Shahzad has shown no remorse during court appearances and apparently told investigators he had hoped to pull off a second bombing two weeks after the Times Square attack and as many after that as he could until he was captured or killed. He said he acted alone out of anger about U.S. military action in Muslim countries and mistreatment of Muslims around the world. Yet others allegedly associated with his terrorism efforts also were arrested in the United States and Pakistan as evidence emerged that the Pakistani Taliban was backing Shahzad both with cash and advice.

The son of a retired Pakistani air force marshal, Shahzad grew up mostly in a secular upper-middle-class neighborhood in Karachi, Pakistan’s largest city. He first came to the United States as a teenager in 1998 to study and, over the years, attained some of the trappings of what many in the United States consider a successful life — two university degrees, a wife and two small children, a house in the suburbs, a job as a junior financial analyst, credit cards and an SUV.

Over the years, American military presence in Muslim countries, the plight of Palestinians and perceived insults by Westerners toward Islam apparently began weighing on Shahzad and he was becoming more extreme, according to published reports. In the spring, shortly after becoming a naturalized U.S. citizen, he returned to his native Pakistan, first to spend time with friends and family in Peshawar and later to the volatile Waziristan region, where he spent 40 days training at a terror camp and learning to make bombs. Later, Tehrik-i-Taliban, the umbrella group for the Pakistani Taliban, helped him plot to “injure or kill people,” as he later admitted in a court hearing. He returned to the United States with a wad of cash, about $8,000, half from the Taliban.

In the meantime, his gleaming life in America also was failing. He lost his job, and the house in Shelton, Conn., was in foreclosure; he sent his young family to live in Pakistan with his parents. Living in a rundown neighborhood in Bridgeport, Conn., he began scheming to blow up a car in Times Square. For three months before the attempt, he had monitored through live Internet feeds a crowded corner where he planned to blow up his vehicle.

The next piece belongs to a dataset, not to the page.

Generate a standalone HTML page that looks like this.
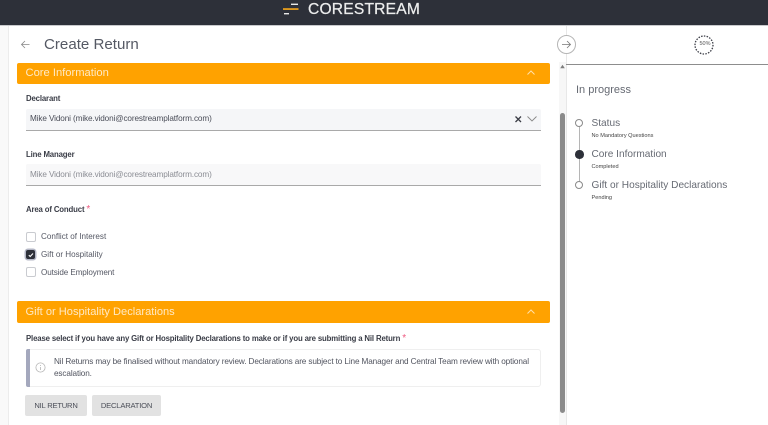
<!DOCTYPE html>
<html lang="en">
<head>
<meta charset="utf-8">
<title>Create Return</title>
<style>
html,body{margin:0;padding:0;width:768px;height:425px;overflow:hidden;background:#fff;font-family:"Liberation Sans",sans-serif}
.a{position:absolute;white-space:nowrap;line-height:1}
.box{position:absolute}
.t{filter:blur(.3px)}
.lbl{font-size:7.8px;font-weight:bold;color:#3a3d47;letter-spacing:-.15px}
.val{font-size:8.2px;color:#4a4d58;letter-spacing:-.12px}
.opt{font-size:8.1px;color:#555864}
.cb{position:absolute;left:26px;width:8px;height:8px;border:1px solid #c9cbd0;border-radius:2px;background:#fff}
.dot{position:absolute;left:575px;width:6px;height:6px;border:1.3px solid #8a8a8a;border-radius:50%;background:#fff}
.st{font-size:10.1px;color:#666a73}
.sub{font-size:5.6px;color:#444}
.btn{position:absolute;top:395px;height:21px;background:#e2e2e2;border-radius:2px;color:#4b4e58;font-size:7.6px;line-height:21px;text-align:center;letter-spacing:-.2px}
</style>
</head>
<body>
<div class="box" style="left:0;top:0;width:768px;height:25px;background:#2d3039"></div>
<div class="box" style="left:0;top:25px;width:768px;height:1px;background:#c9cacd"></div>
<div class="box" style="left:0;top:26px;width:8px;height:399px;background:#f9f9f9"></div>
<div class="box" style="left:8px;top:26px;width:1px;height:399px;background:#ececec"></div>

<svg class="box" style="left:282px;top:2px" width="20" height="14" viewBox="0 0 20 14">
<rect x="9" y="1.6" width="7" height="1.4" fill="#e8e8e8"/>
<rect x="1" y="6.2" width="15.5" height="1.7" fill="#f0a31c"/>
<rect x="2" y="11" width="5" height="1.4" fill="#e8e8e8"/>
</svg>
<div class="a" style="left:308px;top:2px;font-size:15.600px;color:#eceded;letter-spacing:.2px;-webkit-text-stroke:.25px #eceded">CORESTREAM</div>

<svg class="box" style="left:20px;top:39px" width="11" height="11" viewBox="0 0 11 11" fill="none" stroke="#888" stroke-width=".8"><path d="M9.500 5.500H1.500M5 2L1.500 5.500L5 9"/></svg>
<div class="a t" style="left:44px;top:37px;font-size:15.100px;color:#555964">Create Return</div>

<div class="box" style="left:17px;top:63px;width:533px;height:21px;background:#ffa200;border-radius:2px"></div>
<div class="a t" style="left:25.500px;top:67.500px;font-size:11.200px;color:#ffe9c4">Core Information</div>
<svg class="box" style="left:526px;top:69px" width="10" height="7" viewBox="0 0 10 7" fill="none" stroke="#ffdfa8" stroke-width="1"><path d="M1.500 5.500L5 2L8.500 5.500"/></svg>

<div class="a t lbl" style="left:26px;top:95px">Declarant</div>
<div class="box" style="left:26px;top:109px;width:515px;height:21px;background:#f5f6f8;border-bottom:1px solid #a9a9a9;border-radius:2px 2px 0 0"></div>
<div class="a t val" style="left:30px;top:115px">Mike Vidoni (mike.vidoni@corestreamplatform.com)</div>
<svg class="box" style="left:514px;top:115px" width="9" height="9" viewBox="0 0 9 9" fill="none" stroke="#3b3d46" stroke-width="1.300"><path d="M1.500 1.500L7 7M7 1.500L1.500 7"/></svg>
<svg class="box" style="left:526px;top:115px" width="12" height="8" viewBox="0 0 12 8" fill="none" stroke="#888" stroke-width=".9"><path d="M1.500 1.500L6 6L10.500 1.500"/></svg>

<div class="a t lbl" style="left:26px;top:151px">Line Manager</div>
<div class="box" style="left:26px;top:164px;width:515px;height:21px;background:#f8f8f9;border-bottom:1px solid #a9a9a9;border-radius:2px 2px 0 0"></div>
<div class="a t val" style="left:30px;top:171px;color:#8b8d94">Mike Vidoni (mike.vidoni@corestreamplatform.com)</div>

<div class="a t lbl" style="left:26px;top:205px">Area of Conduct <span style="color:#ee5a80;font-weight:normal;font-size:10px">*</span></div>

<div class="cb" style="top:232px"></div>
<div class="a t opt" style="left:41px;top:233px">Conflict of Interest</div>
<div class="box" style="left:26px;top:250px;width:9px;height:9px;background:#2d3039;border-radius:2px;box-shadow:0 0 0 1.500px #b4b7c6"></div>
<svg class="box" style="left:26px;top:250px" width="10" height="10" viewBox="0 0 10 10" fill="none" stroke="#fff" stroke-width="1.100"><path d="M2.800 5.200L4.200 6.500L7 3.500"/></svg>
<div class="a t opt" style="left:41px;top:251px">Gift or Hospitality</div>
<div class="cb" style="top:267px"></div>
<div class="a t opt" style="left:41px;top:268.500px;letter-spacing:-.1px">Outside Employment</div>

<div class="box" style="left:17px;top:301px;width:533px;height:22px;background:#ffa200;border-radius:2px"></div>
<div class="a t" style="left:25.500px;top:306.500px;font-size:11.100px;color:#ffe9c4">Gift or Hospitality Declarations</div>
<svg class="box" style="left:526px;top:308px" width="10" height="7" viewBox="0 0 10 7" fill="none" stroke="#ffdfa8" stroke-width="1"><path d="M1.500 5.500L5 2L8.500 5.500"/></svg>

<div class="a t lbl" style="left:26px;top:334px">Please select if you have any Gift or Hospitality Declarations to make or if you are submitting a Nil Return <span style="color:#ee5a80;font-weight:normal;font-size:10px">*</span></div>

<div class="box" style="left:26px;top:349px;width:513px;height:36px;border:1px solid #efefef;border-radius:3px;background:#fff"></div>
<div class="box" style="left:26px;top:349px;width:4px;height:37.500px;background:#a4a8bd;border-radius:2px 0 0 2px"></div>
<svg class="box" style="left:35px;top:362px" width="11" height="11" viewBox="0 0 11 11" fill="none" stroke="#b5b5b5" stroke-width=".8"><circle cx="5.500" cy="5.500" r="4.600"/><path d="M5.500 5V8M5.500 3V4"/></svg>
<div class="a t val" style="left:54px;top:358px;color:#51545f">Nil Returns may be finalised without mandatory review. Declarations are subject to Line Manager and Central Team review with optional</div>
<div class="a t val" style="left:54px;top:369.500px;color:#51545f">escalation.</div>

<div class="btn t" style="left:25px;width:62px">NIL RETURN</div>
<div class="btn t" style="left:92px;width:69px">DECLARATION</div>

<div class="box" style="left:559px;top:62px;width:7px;height:363px;background:#f7f7f7"></div>
<div class="box" style="left:566px;top:26px;width:1px;height:399px;background:#e8e8e8"></div>
<div class="box" style="left:560px;top:113px;width:5px;height:300px;background:#8b8b8b;border-radius:2.500px"></div>
<svg class="box" style="left:560px;top:64px" width="5" height="5" viewBox="0 0 5 5"><path d="M2.500 .8L4.800 4.200H.2Z" fill="#7d7d7d"/></svg>
<div class="box" style="left:566px;top:64px;width:202px;height:1px;background:#8d8d8d"></div>

<div class="box" style="left:557px;top:35px;width:17px;height:17px;border:1px solid #b5b5b5;border-radius:50%;background:#fff"></div>
<svg class="box" style="left:560px;top:38px" width="13" height="13" viewBox="0 0 13 13" fill="none" stroke="#777" stroke-width=".8"><path d="M2 6.500H10.500M7 3L10.500 6.500L7 10"/></svg>

<svg class="box" style="left:693px;top:34px" width="22" height="22" viewBox="0 0 22 22" fill="none"><circle cx="11" cy="11" r="9" stroke="#3b3d46" stroke-width="1.300" stroke-dasharray="1.500 1.300"/></svg>
<div class="a t" style="left:699.500px;top:42px;font-size:5.500px;color:#555">50%</div>

<div class="a t" style="left:576px;top:85px;font-size:11px;color:#666a73">In progress</div>

<div class="box" style="left:578.500px;top:125px;width:1.500px;height:60px;background:#b5b5b5"></div>
<div class="dot" style="top:119px"></div>
<div class="box" style="left:575px;top:150px;width:8.500px;height:8.500px;border-radius:50%;background:#2d3039"></div>
<div class="dot" style="top:181px"></div>

<div class="a t st" style="left:591.500px;top:119px">Status</div>
<div class="a t sub" style="left:591.500px;top:133.500px">No Mandatory Questions</div>
<div class="a t st" style="left:591.500px;top:150px">Core Information</div>
<div class="a t sub" style="left:591.500px;top:165px">Completed</div>
<div class="a t st" style="left:591.500px;top:181px">Gift or Hospitality Declarations</div>
<div class="a t sub" style="left:591.500px;top:196px">Pending</div>
</body>
</html>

Shahzad described building three explosives in a rented apartment, loading them in his Nissan Pathfinder and driving an hour into Manhattan on that Saturday night in May. The main component of his weapon was a fertilizer-based bomb held in a gun cabinet in the car trunk. He set the device to blow in five minutes, but when the bomb didn’t work, he walked to Grand Central station and returned by train to Connecticut. He left keys to his Bridgeport apartment dangling from the ignition of that Pathfinder parked at 45th Street and Broadway. The keys and identification number on the SUV helped put investigators on Shahzad’s trail.